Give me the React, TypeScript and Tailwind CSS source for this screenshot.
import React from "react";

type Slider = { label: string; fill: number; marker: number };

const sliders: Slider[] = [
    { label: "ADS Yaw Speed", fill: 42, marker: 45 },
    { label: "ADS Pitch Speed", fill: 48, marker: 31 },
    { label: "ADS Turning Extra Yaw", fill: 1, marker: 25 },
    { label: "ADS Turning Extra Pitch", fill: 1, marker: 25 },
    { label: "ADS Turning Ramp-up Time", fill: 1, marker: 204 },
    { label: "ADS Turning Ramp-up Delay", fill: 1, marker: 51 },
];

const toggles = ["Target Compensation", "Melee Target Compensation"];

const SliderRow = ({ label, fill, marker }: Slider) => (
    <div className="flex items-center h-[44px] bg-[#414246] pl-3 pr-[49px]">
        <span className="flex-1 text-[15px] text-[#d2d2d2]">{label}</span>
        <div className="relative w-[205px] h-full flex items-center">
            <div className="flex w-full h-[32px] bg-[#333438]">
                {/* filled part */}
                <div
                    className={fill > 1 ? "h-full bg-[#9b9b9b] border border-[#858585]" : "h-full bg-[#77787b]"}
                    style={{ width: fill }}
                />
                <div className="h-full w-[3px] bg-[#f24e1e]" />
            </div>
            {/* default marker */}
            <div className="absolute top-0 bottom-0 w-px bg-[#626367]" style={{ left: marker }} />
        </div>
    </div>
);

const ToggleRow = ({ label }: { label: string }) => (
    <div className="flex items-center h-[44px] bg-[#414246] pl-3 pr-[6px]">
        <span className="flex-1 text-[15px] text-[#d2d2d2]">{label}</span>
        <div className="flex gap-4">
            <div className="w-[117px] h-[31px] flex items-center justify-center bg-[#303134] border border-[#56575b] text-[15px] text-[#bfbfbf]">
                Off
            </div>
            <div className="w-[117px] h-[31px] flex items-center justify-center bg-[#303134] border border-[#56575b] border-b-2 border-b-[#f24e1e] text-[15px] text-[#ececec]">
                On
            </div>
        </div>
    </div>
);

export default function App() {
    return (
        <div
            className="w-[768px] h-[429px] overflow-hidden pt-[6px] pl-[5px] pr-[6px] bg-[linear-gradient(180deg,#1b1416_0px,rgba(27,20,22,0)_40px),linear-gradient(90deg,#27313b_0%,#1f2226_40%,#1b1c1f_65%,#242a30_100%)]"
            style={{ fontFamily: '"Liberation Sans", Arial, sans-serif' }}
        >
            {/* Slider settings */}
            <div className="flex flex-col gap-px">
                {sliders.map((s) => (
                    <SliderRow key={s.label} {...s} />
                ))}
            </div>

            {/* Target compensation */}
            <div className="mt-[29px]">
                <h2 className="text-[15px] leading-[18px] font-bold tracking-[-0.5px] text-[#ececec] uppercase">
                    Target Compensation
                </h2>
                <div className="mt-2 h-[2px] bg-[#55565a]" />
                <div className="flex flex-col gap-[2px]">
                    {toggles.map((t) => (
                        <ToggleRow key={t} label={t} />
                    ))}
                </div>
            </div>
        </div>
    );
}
* * *
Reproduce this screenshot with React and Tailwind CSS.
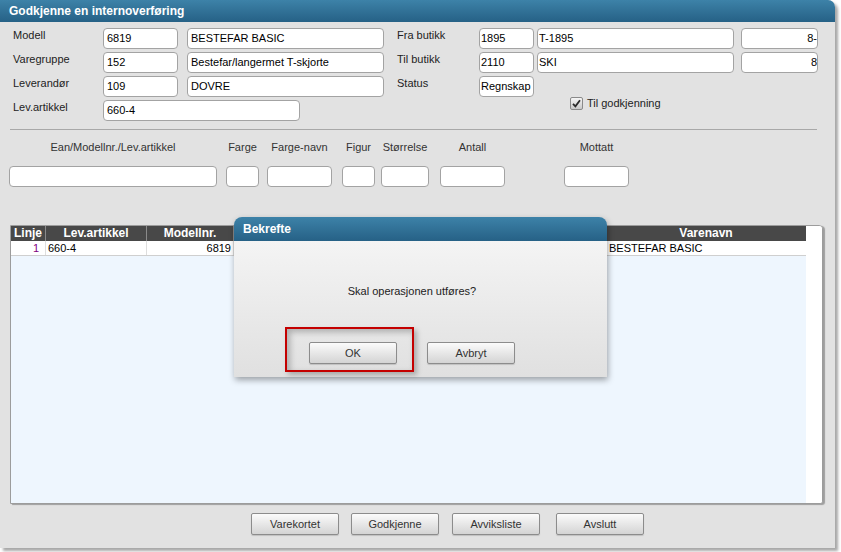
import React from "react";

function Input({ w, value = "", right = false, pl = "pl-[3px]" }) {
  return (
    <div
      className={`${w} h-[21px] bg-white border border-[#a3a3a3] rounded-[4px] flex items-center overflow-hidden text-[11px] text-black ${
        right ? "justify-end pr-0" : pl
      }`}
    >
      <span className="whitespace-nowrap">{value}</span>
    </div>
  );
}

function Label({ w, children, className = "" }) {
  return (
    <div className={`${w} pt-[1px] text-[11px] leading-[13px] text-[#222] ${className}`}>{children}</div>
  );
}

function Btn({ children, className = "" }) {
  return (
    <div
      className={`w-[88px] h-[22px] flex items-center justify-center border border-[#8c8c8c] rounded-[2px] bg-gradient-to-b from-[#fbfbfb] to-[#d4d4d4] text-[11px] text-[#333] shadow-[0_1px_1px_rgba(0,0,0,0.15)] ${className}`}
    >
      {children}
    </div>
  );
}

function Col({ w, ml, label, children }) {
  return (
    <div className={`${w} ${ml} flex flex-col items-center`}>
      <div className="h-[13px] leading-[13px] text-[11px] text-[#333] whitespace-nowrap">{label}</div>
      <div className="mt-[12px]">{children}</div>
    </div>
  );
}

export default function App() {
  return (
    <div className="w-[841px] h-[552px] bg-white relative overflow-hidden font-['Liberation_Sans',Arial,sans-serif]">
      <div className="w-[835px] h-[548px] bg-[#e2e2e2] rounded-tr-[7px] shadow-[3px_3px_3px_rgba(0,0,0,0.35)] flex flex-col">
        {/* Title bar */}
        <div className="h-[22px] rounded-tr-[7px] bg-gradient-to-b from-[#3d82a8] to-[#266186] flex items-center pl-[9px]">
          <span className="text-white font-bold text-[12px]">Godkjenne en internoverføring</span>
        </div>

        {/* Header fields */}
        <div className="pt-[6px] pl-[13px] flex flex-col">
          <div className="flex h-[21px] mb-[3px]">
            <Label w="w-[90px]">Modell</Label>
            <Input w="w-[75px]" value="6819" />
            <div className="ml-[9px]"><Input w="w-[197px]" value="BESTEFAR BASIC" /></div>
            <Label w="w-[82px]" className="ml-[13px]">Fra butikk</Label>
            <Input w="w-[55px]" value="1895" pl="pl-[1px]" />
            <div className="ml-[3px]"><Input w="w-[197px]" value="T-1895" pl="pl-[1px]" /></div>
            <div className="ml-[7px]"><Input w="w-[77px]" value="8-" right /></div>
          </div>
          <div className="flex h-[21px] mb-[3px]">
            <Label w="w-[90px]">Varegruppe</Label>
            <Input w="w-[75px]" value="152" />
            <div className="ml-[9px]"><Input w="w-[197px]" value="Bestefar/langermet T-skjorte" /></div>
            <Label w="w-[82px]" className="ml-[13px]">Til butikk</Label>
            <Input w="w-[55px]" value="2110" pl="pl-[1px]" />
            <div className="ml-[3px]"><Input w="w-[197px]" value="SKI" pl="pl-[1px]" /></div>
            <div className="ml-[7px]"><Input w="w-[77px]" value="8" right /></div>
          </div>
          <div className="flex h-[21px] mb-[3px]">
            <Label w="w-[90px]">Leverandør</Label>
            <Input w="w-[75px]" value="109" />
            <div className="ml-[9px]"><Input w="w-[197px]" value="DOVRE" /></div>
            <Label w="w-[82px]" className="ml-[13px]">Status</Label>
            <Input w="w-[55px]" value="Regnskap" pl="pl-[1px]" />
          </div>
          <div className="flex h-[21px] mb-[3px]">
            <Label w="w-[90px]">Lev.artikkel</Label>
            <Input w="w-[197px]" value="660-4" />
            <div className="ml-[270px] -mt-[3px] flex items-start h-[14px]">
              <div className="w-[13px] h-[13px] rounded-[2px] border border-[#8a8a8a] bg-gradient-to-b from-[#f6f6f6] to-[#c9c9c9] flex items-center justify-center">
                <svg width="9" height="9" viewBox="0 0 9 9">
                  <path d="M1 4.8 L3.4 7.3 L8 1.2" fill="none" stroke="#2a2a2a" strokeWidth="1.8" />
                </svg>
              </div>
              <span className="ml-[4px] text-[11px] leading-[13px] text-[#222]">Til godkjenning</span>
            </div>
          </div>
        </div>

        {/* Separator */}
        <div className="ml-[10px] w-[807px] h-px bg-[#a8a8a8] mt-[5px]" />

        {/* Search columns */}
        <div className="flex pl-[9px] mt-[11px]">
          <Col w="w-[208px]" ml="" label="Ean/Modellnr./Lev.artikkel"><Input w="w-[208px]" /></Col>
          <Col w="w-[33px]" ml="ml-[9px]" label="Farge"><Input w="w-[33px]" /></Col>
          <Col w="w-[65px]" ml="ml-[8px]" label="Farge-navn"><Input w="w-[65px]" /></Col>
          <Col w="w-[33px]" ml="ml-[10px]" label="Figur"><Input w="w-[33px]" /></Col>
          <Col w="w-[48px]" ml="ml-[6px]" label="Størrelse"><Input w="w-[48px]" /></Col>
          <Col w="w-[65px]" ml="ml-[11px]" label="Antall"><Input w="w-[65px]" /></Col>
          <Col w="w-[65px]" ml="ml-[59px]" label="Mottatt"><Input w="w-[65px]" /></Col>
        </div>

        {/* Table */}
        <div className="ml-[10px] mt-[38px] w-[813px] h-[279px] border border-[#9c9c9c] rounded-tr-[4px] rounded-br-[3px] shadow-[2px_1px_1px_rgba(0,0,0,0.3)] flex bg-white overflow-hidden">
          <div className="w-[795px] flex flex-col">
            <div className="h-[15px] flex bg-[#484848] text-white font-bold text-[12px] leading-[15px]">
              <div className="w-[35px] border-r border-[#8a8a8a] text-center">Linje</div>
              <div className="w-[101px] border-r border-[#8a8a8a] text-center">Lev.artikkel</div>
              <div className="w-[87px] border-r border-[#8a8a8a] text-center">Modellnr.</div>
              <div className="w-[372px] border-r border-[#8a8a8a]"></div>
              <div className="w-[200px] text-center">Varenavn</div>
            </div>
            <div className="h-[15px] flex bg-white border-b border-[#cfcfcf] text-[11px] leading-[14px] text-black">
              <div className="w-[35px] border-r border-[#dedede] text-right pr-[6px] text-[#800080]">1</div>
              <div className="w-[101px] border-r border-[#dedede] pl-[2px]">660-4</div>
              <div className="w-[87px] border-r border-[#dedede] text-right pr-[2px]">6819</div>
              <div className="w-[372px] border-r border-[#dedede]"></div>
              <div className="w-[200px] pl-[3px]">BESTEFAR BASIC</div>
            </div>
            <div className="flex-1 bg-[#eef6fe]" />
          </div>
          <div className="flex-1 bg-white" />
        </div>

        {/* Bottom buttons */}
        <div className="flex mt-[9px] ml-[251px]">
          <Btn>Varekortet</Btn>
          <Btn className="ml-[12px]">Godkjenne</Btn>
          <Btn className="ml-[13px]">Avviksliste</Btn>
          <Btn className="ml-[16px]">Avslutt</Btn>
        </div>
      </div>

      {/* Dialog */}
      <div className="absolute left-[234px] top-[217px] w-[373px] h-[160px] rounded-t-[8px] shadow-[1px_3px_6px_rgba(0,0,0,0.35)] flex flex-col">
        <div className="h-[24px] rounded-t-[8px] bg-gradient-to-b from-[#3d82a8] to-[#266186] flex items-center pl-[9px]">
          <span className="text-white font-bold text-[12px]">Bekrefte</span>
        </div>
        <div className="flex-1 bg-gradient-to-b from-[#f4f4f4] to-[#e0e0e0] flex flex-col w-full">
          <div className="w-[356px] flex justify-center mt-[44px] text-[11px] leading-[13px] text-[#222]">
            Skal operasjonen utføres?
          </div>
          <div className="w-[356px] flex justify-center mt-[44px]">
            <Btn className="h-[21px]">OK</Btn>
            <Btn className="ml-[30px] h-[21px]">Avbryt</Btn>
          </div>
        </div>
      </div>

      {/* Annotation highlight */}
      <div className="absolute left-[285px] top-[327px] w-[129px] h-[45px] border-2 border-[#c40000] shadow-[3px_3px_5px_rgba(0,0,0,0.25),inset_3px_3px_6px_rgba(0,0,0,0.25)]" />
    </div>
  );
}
...
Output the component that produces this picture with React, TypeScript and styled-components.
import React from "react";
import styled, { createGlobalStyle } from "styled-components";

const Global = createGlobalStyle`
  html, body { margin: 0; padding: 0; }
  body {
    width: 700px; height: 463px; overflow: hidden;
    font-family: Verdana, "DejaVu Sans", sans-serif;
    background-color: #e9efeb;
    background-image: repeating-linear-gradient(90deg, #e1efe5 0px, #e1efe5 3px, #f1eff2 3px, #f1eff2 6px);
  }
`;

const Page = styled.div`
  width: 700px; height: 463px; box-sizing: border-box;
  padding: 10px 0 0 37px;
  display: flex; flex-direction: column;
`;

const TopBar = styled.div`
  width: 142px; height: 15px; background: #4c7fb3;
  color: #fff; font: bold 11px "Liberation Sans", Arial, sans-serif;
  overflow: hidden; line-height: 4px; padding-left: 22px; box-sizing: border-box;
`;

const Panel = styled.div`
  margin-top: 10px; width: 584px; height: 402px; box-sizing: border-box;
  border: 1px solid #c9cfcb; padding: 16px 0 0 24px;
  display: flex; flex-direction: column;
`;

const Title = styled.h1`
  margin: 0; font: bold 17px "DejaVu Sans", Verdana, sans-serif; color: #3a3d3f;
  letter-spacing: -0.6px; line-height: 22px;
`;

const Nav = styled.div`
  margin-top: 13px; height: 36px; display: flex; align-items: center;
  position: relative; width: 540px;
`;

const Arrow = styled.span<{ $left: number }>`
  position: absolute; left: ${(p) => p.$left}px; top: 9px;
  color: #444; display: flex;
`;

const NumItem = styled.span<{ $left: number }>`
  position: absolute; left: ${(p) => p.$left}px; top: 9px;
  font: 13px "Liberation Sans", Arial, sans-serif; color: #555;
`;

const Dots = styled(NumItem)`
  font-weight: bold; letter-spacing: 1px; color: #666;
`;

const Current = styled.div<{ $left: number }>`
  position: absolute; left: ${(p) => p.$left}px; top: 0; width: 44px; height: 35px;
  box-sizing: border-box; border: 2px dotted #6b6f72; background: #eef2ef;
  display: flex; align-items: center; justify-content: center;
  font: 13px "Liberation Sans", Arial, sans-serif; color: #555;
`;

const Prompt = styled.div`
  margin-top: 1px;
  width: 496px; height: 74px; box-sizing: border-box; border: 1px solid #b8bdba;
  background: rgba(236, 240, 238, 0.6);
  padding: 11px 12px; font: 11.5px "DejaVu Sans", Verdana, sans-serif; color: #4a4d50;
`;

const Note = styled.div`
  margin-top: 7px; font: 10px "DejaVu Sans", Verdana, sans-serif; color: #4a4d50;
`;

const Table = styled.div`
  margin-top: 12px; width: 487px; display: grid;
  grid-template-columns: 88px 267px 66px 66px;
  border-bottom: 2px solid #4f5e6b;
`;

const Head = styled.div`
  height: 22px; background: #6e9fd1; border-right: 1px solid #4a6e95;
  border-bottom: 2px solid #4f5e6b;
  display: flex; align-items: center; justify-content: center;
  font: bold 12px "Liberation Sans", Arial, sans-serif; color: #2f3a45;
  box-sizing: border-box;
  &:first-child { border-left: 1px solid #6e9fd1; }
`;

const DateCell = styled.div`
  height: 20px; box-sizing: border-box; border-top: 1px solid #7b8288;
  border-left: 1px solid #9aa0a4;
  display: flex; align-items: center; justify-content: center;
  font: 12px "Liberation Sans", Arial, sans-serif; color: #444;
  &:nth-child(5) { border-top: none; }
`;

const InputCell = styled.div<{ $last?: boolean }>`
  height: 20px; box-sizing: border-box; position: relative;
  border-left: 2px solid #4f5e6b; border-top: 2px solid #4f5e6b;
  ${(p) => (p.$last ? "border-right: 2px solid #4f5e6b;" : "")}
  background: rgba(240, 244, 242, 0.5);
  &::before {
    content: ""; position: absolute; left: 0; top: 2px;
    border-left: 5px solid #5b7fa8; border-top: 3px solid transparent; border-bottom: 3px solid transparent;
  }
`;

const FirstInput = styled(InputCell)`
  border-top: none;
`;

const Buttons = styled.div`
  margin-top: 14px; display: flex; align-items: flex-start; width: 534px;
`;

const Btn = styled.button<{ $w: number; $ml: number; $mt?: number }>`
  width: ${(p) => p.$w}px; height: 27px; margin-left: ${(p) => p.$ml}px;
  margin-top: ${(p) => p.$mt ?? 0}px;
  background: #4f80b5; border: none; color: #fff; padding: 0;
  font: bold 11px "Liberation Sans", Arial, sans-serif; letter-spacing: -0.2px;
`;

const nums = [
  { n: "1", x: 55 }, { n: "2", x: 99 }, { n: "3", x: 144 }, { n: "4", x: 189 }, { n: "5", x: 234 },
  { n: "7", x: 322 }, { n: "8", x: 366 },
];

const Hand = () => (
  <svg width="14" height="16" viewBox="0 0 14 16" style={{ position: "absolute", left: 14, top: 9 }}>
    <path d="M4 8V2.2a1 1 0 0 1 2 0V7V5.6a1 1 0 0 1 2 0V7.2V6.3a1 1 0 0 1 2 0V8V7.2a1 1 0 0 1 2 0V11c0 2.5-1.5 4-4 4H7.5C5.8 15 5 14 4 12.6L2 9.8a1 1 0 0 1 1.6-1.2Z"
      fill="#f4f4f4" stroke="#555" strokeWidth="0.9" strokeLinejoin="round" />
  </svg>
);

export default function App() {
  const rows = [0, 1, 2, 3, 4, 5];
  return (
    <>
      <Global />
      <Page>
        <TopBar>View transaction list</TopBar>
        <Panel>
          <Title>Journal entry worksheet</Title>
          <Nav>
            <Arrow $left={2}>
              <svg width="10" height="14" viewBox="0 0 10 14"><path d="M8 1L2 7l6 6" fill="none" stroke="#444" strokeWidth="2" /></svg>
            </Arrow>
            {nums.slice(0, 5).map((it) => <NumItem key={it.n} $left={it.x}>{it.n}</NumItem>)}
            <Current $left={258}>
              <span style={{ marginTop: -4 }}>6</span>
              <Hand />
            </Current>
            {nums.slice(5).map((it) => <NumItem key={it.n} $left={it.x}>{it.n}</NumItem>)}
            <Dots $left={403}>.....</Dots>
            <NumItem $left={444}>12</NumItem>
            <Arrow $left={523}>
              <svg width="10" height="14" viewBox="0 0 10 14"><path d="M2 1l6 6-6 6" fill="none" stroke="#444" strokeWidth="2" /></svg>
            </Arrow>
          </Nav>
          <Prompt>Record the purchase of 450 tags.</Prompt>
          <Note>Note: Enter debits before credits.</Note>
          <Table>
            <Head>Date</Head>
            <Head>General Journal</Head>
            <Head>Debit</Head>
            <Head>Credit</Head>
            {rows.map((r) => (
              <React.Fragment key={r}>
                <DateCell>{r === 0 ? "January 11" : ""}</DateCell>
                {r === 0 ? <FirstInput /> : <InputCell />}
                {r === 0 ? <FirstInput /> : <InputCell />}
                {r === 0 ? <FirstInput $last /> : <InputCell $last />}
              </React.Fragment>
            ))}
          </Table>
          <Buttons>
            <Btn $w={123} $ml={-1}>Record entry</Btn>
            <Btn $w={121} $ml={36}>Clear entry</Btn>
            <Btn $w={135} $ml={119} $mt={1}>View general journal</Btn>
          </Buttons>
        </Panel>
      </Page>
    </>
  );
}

What is needed >> Check each line above for the word "components" and say how many have it, with nothing else.

Answer to the problem >> 2